# Provided data start

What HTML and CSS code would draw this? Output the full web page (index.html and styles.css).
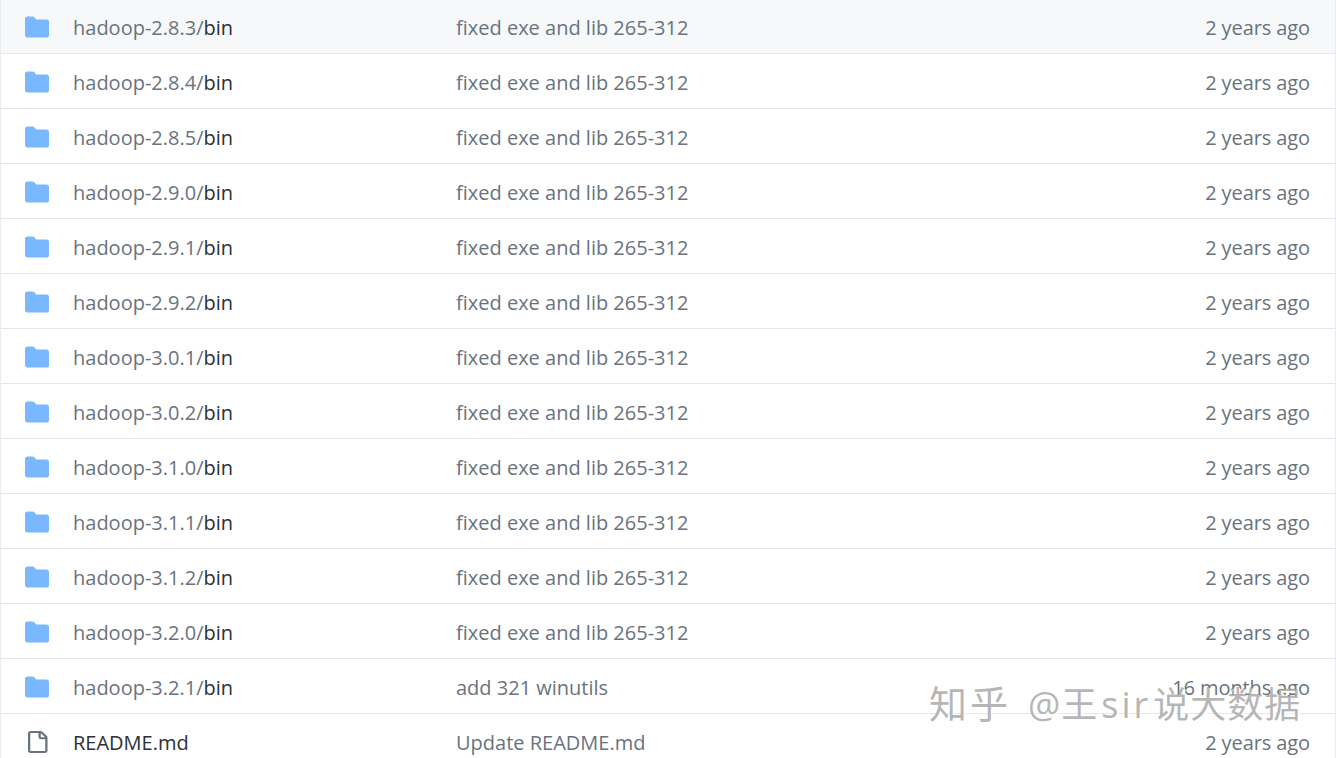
FILE: index.html
```html
<!DOCTYPE html>
<html lang="en">
<head>
  <meta charset="UTF-8">
  <meta name="viewport" content="width=device-width, initial-scale=1.0">
  <title>winutils</title>
  <link rel="stylesheet" href="styles.css">
</head>
<body>
<svg class="icon-defs" width="0" height="0">
  <symbol id="folder" viewBox="0 0 16 16">
    <path d="M1.75 1A1.75 1.75 0 0 0 0 2.75v10.5C0 14.22.78 15 1.75 15h12.5A1.75 1.75 0 0 0 16 13.25v-8.5A1.75 1.75 0 0 0 14.25 3H7.5a.25.25 0 0 1-.2-.1l-.9-1.2C6.07 1.26 5.55 1 5 1H1.75Z"/>
  </symbol>
  <symbol id="file" viewBox="0 0 16 16" preserveAspectRatio="none">
    <path d="M2 1.75C2 .784 2.784 0 3.75 0h6.586c.464 0 .909.184 1.237.513l2.914 2.914c.329.328.513.773.513 1.237v9.586A1.75 1.75 0 0 1 13.25 16h-9.5A1.75 1.75 0 0 1 2 14.25Zm1.75-.25a.25.25 0 0 0-.25.25v12.5c0 .138.112.25.25.25h9.5a.25.25 0 0 0 .25-.25V6h-2.75A1.75 1.75 0 0 1 9 4.25V1.5Zm6.75.062V4.25c0 .138.112.25.25.25h2.688l-.011-.013-2.914-2.914-.013-.011Z"/>
  </symbol>
</svg>
<div class="file-list">
  <div class="file-row first-row">
    <svg class="folder-icon"><use href="#folder"/></svg>
    <div class="file-name"><span class="dir">hadoop-2.8.3/</span>bin</div>
    <div class="commit">fixed exe and lib 265-312</div>
    <div class="age">2 years ago</div>
  </div>
  <div class="file-row">
    <svg class="folder-icon"><use href="#folder"/></svg>
    <div class="file-name"><span class="dir">hadoop-2.8.4/</span>bin</div>
    <div class="commit">fixed exe and lib 265-312</div>
    <div class="age">2 years ago</div>
  </div>
  <div class="file-row">
    <svg class="folder-icon"><use href="#folder"/></svg>
    <div class="file-name"><span class="dir">hadoop-2.8.5/</span>bin</div>
    <div class="commit">fixed exe and lib 265-312</div>
    <div class="age">2 years ago</div>
  </div>
  <div class="file-row">
    <svg class="folder-icon"><use href="#folder"/></svg>
    <div class="file-name"><span class="dir">hadoop-2.9.0/</span>bin</div>
    <div class="commit">fixed exe and lib 265-312</div>
    <div class="age">2 years ago</div>
  </div>
  <div class="file-row">
    <svg class="folder-icon"><use href="#folder"/></svg>
    <div class="file-name"><span class="dir">hadoop-2.9.1/</span>bin</div>
    <div class="commit">fixed exe and lib 265-312</div>
    <div class="age">2 years ago</div>
  </div>
  <div class="file-row">
    <svg class="folder-icon"><use href="#folder"/></svg>
    <div class="file-name"><span class="dir">hadoop-2.9.2/</span>bin</div>
    <div class="commit">fixed exe and lib 265-312</div>
    <div class="age">2 years ago</div>
  </div>
  <div class="file-row">
    <svg class="folder-icon"><use href="#folder"/></svg>
    <div class="file-name"><span class="dir">hadoop-3.0.1/</span>bin</div>
    <div class="commit">fixed exe and lib 265-312</div>
    <div class="age">2 years ago</div>
  </div>
  <div class="file-row">
    <svg class="folder-icon"><use href="#folder"/></svg>
    <div class="file-name"><span class="dir">hadoop-3.0.2/</span>bin</div>
    <div class="commit">fixed exe and lib 265-312</div>
    <div class="age">2 years ago</div>
  </div>
  <div class="file-row">
    <svg class="folder-icon"><use href="#folder"/></svg>
    <div class="file-name"><span class="dir">hadoop-3.1.0/</span>bin</div>
    <div class="commit">fixed exe and lib 265-312</div>
    <div class="age">2 years ago</div>
  </div>
  <div class="file-row">
    <svg class="folder-icon"><use href="#folder"/></svg>
    <div class="file-name"><span class="dir">hadoop-3.1.1/</span>bin</div>
    <div class="commit">fixed exe and lib 265-312</div>
    <div class="age">2 years ago</div>
  </div>
  <div class="file-row">
    <svg class="folder-icon"><use href="#folder"/></svg>
    <div class="file-name"><span class="dir">hadoop-3.1.2/</span>bin</div>
    <div class="commit">fixed exe and lib 265-312</div>
    <div class="age">2 years ago</div>
  </div>
  <div class="file-row">
    <svg class="folder-icon"><use href="#folder"/></svg>
    <div class="file-name"><span class="dir">hadoop-3.2.0/</span>bin</div>
    <div class="commit">fixed exe and lib 265-312</div>
    <div class="age">2 years ago</div>
  </div>
  <div class="file-row">
    <svg class="folder-icon"><use href="#folder"/></svg>
    <div class="file-name"><span class="dir">hadoop-3.2.1/</span>bin</div>
    <div class="commit">add 321 winutils</div>
    <div class="age">16 months ago</div>
  </div>
  <div class="file-row">
    <svg class="file-icon"><use href="#file"/></svg>
    <div class="file-name">README.md</div>
    <div class="commit">Update README.md</div>
    <div class="age">2 years ago</div>
  </div>
</div>
<div class="watermark"><span class="watermark-logo">知乎</span>@王<span class="watermark-sir">sir</span>说大数据</div>
</body>
</html>
```

FILE: styles.css
```css
html,
body {
  height: 100%;
}

body {
  margin: 0;
  overflow: hidden;
  font-family: "Open Sans", "Noto Sans CJK SC", sans-serif;
  font-size: 20px;
  color: #2b3137;
  background-color: #ffffff;
}

.icon-defs {
  position: absolute;
}

.file-list {
  margin-top: -1px;
  border-left: 1px solid #eaecef;
  border-right: 1px solid #eaecef;
}

.file-row {
  display: flex;
  align-items: center;
  box-sizing: border-box;
  height: 55px;
  padding-top: 2px;
  border-bottom: 1px solid #e4e6e9;
}

.first-row {
  background-color: #f6f8fa;
}

.folder-icon,
.file-icon {
  flex: none;
  width: 24px;
  height: 24px;
  margin-left: 24px;
  margin-right: 24px;
}

.folder-icon {
  fill: #79b8ff;
}

.file-icon {
  height: 22px;
  fill: #6a737d;
}

.file-name {
  width: 383px;
  flex: none;
}

.dir {
  color: #6a737d;
}

.commit {
  flex: 1;
  color: #6a737d;
}

.age {
  margin-right: 25px;
  color: #6a737d;
  letter-spacing: -0.1px;
}

.watermark {
  position: absolute;
  left: 929px;
  top: 678px;
  font-size: 36px;
  line-height: 50px;
  letter-spacing: 1px;
  white-space: nowrap;
  color: rgba(150, 150, 150, 0.7);
  text-shadow: 1px 1px 0 #ffffff, 2px 2px 0 rgba(255, 255, 255, 0.8);
}

.watermark-logo {
  margin-right: 17px;
  font-size: 38px;
  letter-spacing: 3px;
}

.watermark-sir {
  margin-left: 3px;
  margin-right: 2px;
  letter-spacing: 3px;
}
```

# Provided data end

* [Set task]:
Take the listing above and print it exactly, apart from the pictures.

* [Answer to this exercise]:
What HTML and CSS code would draw this? Output the full web page (index.html and styles.css).
FILE: index.html
```html
<!DOCTYPE html>
<html lang="en">
<head>
  <meta charset="UTF-8">
  <meta name="viewport" content="width=device-width, initial-scale=1.0">
  <title>winutils</title>
  <link rel="stylesheet" href="styles.css">
</head>
<body>
<svg class="icon-defs" width="0" height="0">
  <symbol id="folder" viewBox="0 0 16 16">
    <path d="M1.75 1A1.75 1.75 0 0 0 0 2.75v10.5C0 14.22.78 15 1.75 15h12.5A1.75 1.75 0 0 0 16 13.25v-8.5A1.75 1.75 0 0 0 14.25 3H7.5a.25.25 0 0 1-.2-.1l-.9-1.2C6.07 1.26 5.55 1 5 1H1.75Z"/>
  </symbol>
  <symbol id="file" viewBox="0 0 16 16" preserveAspectRatio="none">
    <path d="M2 1.75C2 .784 2.784 0 3.75 0h6.586c.464 0 .909.184 1.237.513l2.914 2.914c.329.328.513.773.513 1.237v9.586A1.75 1.75 0 0 1 13.25 16h-9.5A1.75 1.75 0 0 1 2 14.25Zm1.75-.25a.25.25 0 0 0-.25.25v12.5c0 .138.112.25.25.25h9.5a.25.25 0 0 0 .25-.25V6h-2.75A1.75 1.75 0 0 1 9 4.25V1.5Zm6.75.062V4.25c0 .138.112.25.25.25h2.688l-.011-.013-2.914-2.914-.013-.011Z"/>
  </symbol>
</svg>
<div class="file-list">
  <div class="file-row first-row">
    <svg class="folder-icon"><use href="#folder"/></svg>
    <div class="file-name"><span class="dir">hadoop-2.8.3/</span>bin</div>
    <div class="commit">fixed exe and lib 265-312</div>
    <div class="age">2 years ago</div>
  </div>
  <div class="file-row">
    <svg class="folder-icon"><use href="#folder"/></svg>
    <div class="file-name"><span class="dir">hadoop-2.8.4/</span>bin</div>
    <div class="commit">fixed exe and lib 265-312</div>
    <div class="age">2 years ago</div>
  </div>
  <div class="file-row">
    <svg class="folder-icon"><use href="#folder"/></svg>
    <div class="file-name"><span class="dir">hadoop-2.8.5/</span>bin</div>
    <div class="commit">fixed exe and lib 265-312</div>
    <div class="age">2 years ago</div>
  </div>
  <div class="file-row">
    <svg class="folder-icon"><use href="#folder"/></svg>
    <div class="file-name"><span class="dir">hadoop-2.9.0/</span>bin</div>
    <div class="commit">fixed exe and lib 265-312</div>
    <div class="age">2 years ago</div>
  </div>
  <div class="file-row">
    <svg class="folder-icon"><use href="#folder"/></svg>
    <div class="file-name"><span class="dir">hadoop-2.9.1/</span>bin</div>
    <div class="commit">fixed exe and lib 265-312</div>
    <div class="age">2 years ago</div>
  </div>
  <div class="file-row">
    <svg class="folder-icon"><use href="#folder"/></svg>
    <div class="file-name"><span class="dir">hadoop-2.9.2/</span>bin</div>
    <div class="commit">fixed exe and lib 265-312</div>
    <div class="age">2 years ago</div>
  </div>
  <div class="file-row">
    <svg class="folder-icon"><use href="#folder"/></svg>
    <div class="file-name"><span class="dir">hadoop-3.0.1/</span>bin</div>
    <div class="commit">fixed exe and lib 265-312</div>
    <div class="age">2 years ago</div>
  </div>
  <div class="file-row">
    <svg class="folder-icon"><use href="#folder"/></svg>
    <div class="file-name"><span class="dir">hadoop-3.0.2/</span>bin</div>
    <div class="commit">fixed exe and lib 265-312</div>
    <div class="age">2 years ago</div>
  </div>
  <div class="file-row">
    <svg class="folder-icon"><use href="#folder"/></svg>
    <div class="file-name"><span class="dir">hadoop-3.1.0/</span>bin</div>
    <div class="commit">fixed exe and lib 265-312</div>
    <div class="age">2 years ago</div>
  </div>
  <div class="file-row">
    <svg class="folder-icon"><use href="#folder"/></svg>
    <div class="file-name"><span class="dir">hadoop-3.1.1/</span>bin</div>
    <div class="commit">fixed exe and lib 265-312</div>
    <div class="age">2 years ago</div>
  </div>
  <div class="file-row">
    <svg class="folder-icon"><use href="#folder"/></svg>
    <div class="file-name"><span class="dir">hadoop-3.1.2/</span>bin</div>
    <div class="commit">fixed exe and lib 265-312</div>
    <div class="age">2 years ago</div>
  </div>
  <div class="file-row">
    <svg class="folder-icon"><use href="#folder"/></svg>
    <div class="file-name"><span class="dir">hadoop-3.2.0/</span>bin</div>
    <div class="commit">fixed exe and lib 265-312</div>
    <div class="age">2 years ago</div>
  </div>
  <div class="file-row">
    <svg class="folder-icon"><use href="#folder"/></svg>
    <div class="file-name"><span class="dir">hadoop-3.2.1/</span>bin</div>
    <div class="commit">add 321 winutils</div>
    <div class="age">16 months ago</div>
  </div>
  <div class="file-row">
    <svg class="file-icon"><use href="#file"/></svg>
    <div class="file-name">README.md</div>
    <div class="commit">Update README.md</div>
    <div class="age">2 years ago</div>
  </div>
</div>
<div class="watermark"><span class="watermark-logo">知乎</span>@王<span class="watermark-sir">sir</span>说大数据</div>
</body>
</html>
```

FILE: styles.css
```css
html,
body {
  height: 100%;
}

body {
  margin: 0;
  overflow: hidden;
  font-family: "Open Sans", "Noto Sans CJK SC", sans-serif;
  font-size: 20px;
  color: #2b3137;
  background-color: #ffffff;
}

.icon-defs {
  position: absolute;
}

.file-list {
  margin-top: -1px;
  border-left: 1px solid #eaecef;
  border-right: 1px solid #eaecef;
}

.file-row {
  display: flex;
  align-items: center;
  box-sizing: border-box;
  height: 55px;
  padding-top: 2px;
  border-bottom: 1px solid #e4e6e9;
}

.first-row {
  background-color: #f6f8fa;
}

.folder-icon,
.file-icon {
  flex: none;
  width: 24px;
  height: 24px;
  margin-left: 24px;
  margin-right: 24px;
}

.folder-icon {
  fill: #79b8ff;
}

.file-icon {
  height: 22px;
  fill: #6a737d;
}

.file-name {
  width: 383px;
  flex: none;
}

.dir {
  color: #6a737d;
}

.commit {
  flex: 1;
  color: #6a737d;
}

.age {
  margin-right: 25px;
  color: #6a737d;
  letter-spacing: -0.1px;
}

.watermark {
  position: absolute;
  left: 929px;
  top: 678px;
  font-size: 36px;
  line-height: 50px;
  letter-spacing: 1px;
  white-space: nowrap;
  color: rgba(150, 150, 150, 0.7);
  text-shadow: 1px 1px 0 #ffffff, 2px 2px 0 rgba(255, 255, 255, 0.8);
}

.watermark-logo {
  margin-right: 17px;
  font-size: 38px;
  letter-spacing: 3px;
}

.watermark-sir {
  margin-left: 3px;
  margin-right: 2px;
  letter-spacing: 3px;
}
```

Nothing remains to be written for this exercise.